(WHAT YOU SHOULD DO): Please give the listing again in its entirety, exactly as written.
┌─ INFORMATION SUPPLIED
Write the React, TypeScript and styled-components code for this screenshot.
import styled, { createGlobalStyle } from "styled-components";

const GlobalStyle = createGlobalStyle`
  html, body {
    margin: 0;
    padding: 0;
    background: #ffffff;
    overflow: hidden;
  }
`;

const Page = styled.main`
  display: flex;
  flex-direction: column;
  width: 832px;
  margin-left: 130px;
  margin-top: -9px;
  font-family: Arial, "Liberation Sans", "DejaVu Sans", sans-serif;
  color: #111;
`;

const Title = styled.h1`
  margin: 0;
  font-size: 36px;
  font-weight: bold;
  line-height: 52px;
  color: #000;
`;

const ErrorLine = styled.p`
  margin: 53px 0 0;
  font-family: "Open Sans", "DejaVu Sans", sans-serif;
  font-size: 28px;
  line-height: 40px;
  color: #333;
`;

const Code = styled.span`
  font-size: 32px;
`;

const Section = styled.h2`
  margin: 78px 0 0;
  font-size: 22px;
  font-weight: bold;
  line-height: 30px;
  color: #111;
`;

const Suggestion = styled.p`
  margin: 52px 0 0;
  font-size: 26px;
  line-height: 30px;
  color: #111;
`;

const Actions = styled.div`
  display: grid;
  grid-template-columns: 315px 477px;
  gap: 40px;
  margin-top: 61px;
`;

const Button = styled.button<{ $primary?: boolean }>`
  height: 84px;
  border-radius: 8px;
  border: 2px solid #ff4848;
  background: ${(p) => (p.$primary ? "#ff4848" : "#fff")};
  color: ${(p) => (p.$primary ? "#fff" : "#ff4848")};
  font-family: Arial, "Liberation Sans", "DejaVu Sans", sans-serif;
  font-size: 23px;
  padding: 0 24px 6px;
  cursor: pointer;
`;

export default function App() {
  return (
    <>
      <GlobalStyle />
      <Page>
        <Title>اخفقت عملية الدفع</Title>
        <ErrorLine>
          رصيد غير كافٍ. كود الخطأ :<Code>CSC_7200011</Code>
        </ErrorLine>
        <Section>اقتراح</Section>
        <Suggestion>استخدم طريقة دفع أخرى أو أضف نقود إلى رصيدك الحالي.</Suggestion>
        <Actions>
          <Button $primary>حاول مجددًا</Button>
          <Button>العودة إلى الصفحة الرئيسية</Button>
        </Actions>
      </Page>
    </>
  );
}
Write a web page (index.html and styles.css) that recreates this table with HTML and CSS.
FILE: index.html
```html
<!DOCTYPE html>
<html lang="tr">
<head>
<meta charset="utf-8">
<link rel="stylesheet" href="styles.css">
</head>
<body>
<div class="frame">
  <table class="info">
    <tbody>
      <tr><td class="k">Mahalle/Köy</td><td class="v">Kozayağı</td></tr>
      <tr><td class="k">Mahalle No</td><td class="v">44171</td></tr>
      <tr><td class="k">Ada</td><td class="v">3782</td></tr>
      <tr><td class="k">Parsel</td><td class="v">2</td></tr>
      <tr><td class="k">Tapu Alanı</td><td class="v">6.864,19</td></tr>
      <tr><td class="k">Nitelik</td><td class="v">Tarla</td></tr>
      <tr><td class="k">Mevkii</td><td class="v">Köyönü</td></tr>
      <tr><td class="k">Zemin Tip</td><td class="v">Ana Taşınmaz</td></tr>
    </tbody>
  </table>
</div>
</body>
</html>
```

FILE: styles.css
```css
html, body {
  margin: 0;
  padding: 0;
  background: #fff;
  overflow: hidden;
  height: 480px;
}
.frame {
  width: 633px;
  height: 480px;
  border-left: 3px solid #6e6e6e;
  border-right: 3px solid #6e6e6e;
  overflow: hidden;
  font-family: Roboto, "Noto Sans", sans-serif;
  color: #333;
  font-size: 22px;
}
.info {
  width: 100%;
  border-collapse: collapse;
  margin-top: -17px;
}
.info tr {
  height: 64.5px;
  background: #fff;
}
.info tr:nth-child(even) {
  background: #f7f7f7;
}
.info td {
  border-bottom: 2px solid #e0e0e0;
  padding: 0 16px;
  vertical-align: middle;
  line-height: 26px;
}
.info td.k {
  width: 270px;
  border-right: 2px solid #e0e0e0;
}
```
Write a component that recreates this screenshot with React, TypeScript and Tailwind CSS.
└─
(TASK RESULT):
Write the React, TypeScript and styled-components code for this screenshot.
import styled, { createGlobalStyle } from "styled-components";

const GlobalStyle = createGlobalStyle`
  html, body {
    margin: 0;
    padding: 0;
    background: #ffffff;
    overflow: hidden;
  }
`;

const Page = styled.main`
  display: flex;
  flex-direction: column;
  width: 832px;
  margin-left: 130px;
  margin-top: -9px;
  font-family: Arial, "Liberation Sans", "DejaVu Sans", sans-serif;
  color: #111;
`;

const Title = styled.h1`
  margin: 0;
  font-size: 36px;
  font-weight: bold;
  line-height: 52px;
  color: #000;
`;

const ErrorLine = styled.p`
  margin: 53px 0 0;
  font-family: "Open Sans", "DejaVu Sans", sans-serif;
  font-size: 28px;
  line-height: 40px;
  color: #333;
`;

const Code = styled.span`
  font-size: 32px;
`;

const Section = styled.h2`
  margin: 78px 0 0;
  font-size: 22px;
  font-weight: bold;
  line-height: 30px;
  color: #111;
`;

const Suggestion = styled.p`
  margin: 52px 0 0;
  font-size: 26px;
  line-height: 30px;
  color: #111;
`;

const Actions = styled.div`
  display: grid;
  grid-template-columns: 315px 477px;
  gap: 40px;
  margin-top: 61px;
`;

const Button = styled.button<{ $primary?: boolean }>`
  height: 84px;
  border-radius: 8px;
  border: 2px solid #ff4848;
  background: ${(p) => (p.$primary ? "#ff4848" : "#fff")};
  color: ${(p) => (p.$primary ? "#fff" : "#ff4848")};
  font-family: Arial, "Liberation Sans", "DejaVu Sans", sans-serif;
  font-size: 23px;
  padding: 0 24px 6px;
  cursor: pointer;
`;

export default function App() {
  return (
    <>
      <GlobalStyle />
      <Page>
        <Title>اخفقت عملية الدفع</Title>
        <ErrorLine>
          رصيد غير كافٍ. كود الخطأ :<Code>CSC_7200011</Code>
        </ErrorLine>
        <Section>اقتراح</Section>
        <Suggestion>استخدم طريقة دفع أخرى أو أضف نقود إلى رصيدك الحالي.</Suggestion>
        <Actions>
          <Button $primary>حاول مجددًا</Button>
          <Button>العودة إلى الصفحة الرئيسية</Button>
        </Actions>
      </Page>
    </>
  );
}
Write a web page (index.html and styles.css) that recreates this table with HTML and CSS.
FILE: index.html
```html
<!DOCTYPE html>
<html lang="tr">
<head>
<meta charset="utf-8">
<link rel="stylesheet" href="styles.css">
</head>
<body>
<div class="frame">
  <table class="info">
    <tbody>
      <tr><td class="k">Mahalle/Köy</td><td class="v">Kozayağı</td></tr>
      <tr><td class="k">Mahalle No</td><td class="v">44171</td></tr>
      <tr><td class="k">Ada</td><td class="v">3782</td></tr>
      <tr><td class="k">Parsel</td><td class="v">2</td></tr>
      <tr><td class="k">Tapu Alanı</td><td class="v">6.864,19</td></tr>
      <tr><td class="k">Nitelik</td><td class="v">Tarla</td></tr>
      <tr><td class="k">Mevkii</td><td class="v">Köyönü</td></tr>
      <tr><td class="k">Zemin Tip</td><td class="v">Ana Taşınmaz</td></tr>
    </tbody>
  </table>
</div>
</body>
</html>
```

FILE: styles.css
```css
html, body {
  margin: 0;
  padding: 0;
  background: #fff;
  overflow: hidden;
  height: 480px;
}
.frame {
  width: 633px;
  height: 480px;
  border-left: 3px solid #6e6e6e;
  border-right: 3px solid #6e6e6e;
  overflow: hidden;
  font-family: Roboto, "Noto Sans", sans-serif;
  color: #333;
  font-size: 22px;
}
.info {
  width: 100%;
  border-collapse: collapse;
  margin-top: -17px;
}
.info tr {
  height: 64.5px;
  background: #fff;
}
.info tr:nth-child(even) {
  background: #f7f7f7;
}
.info td {
  border-bottom: 2px solid #e0e0e0;
  padding: 0 16px;
  vertical-align: middle;
  line-height: 26px;
}
.info td.k {
  width: 270px;
  border-right: 2px solid #e0e0e0;
}
```
Write a component that recreates this screenshot with React, TypeScript and Tailwind CSS.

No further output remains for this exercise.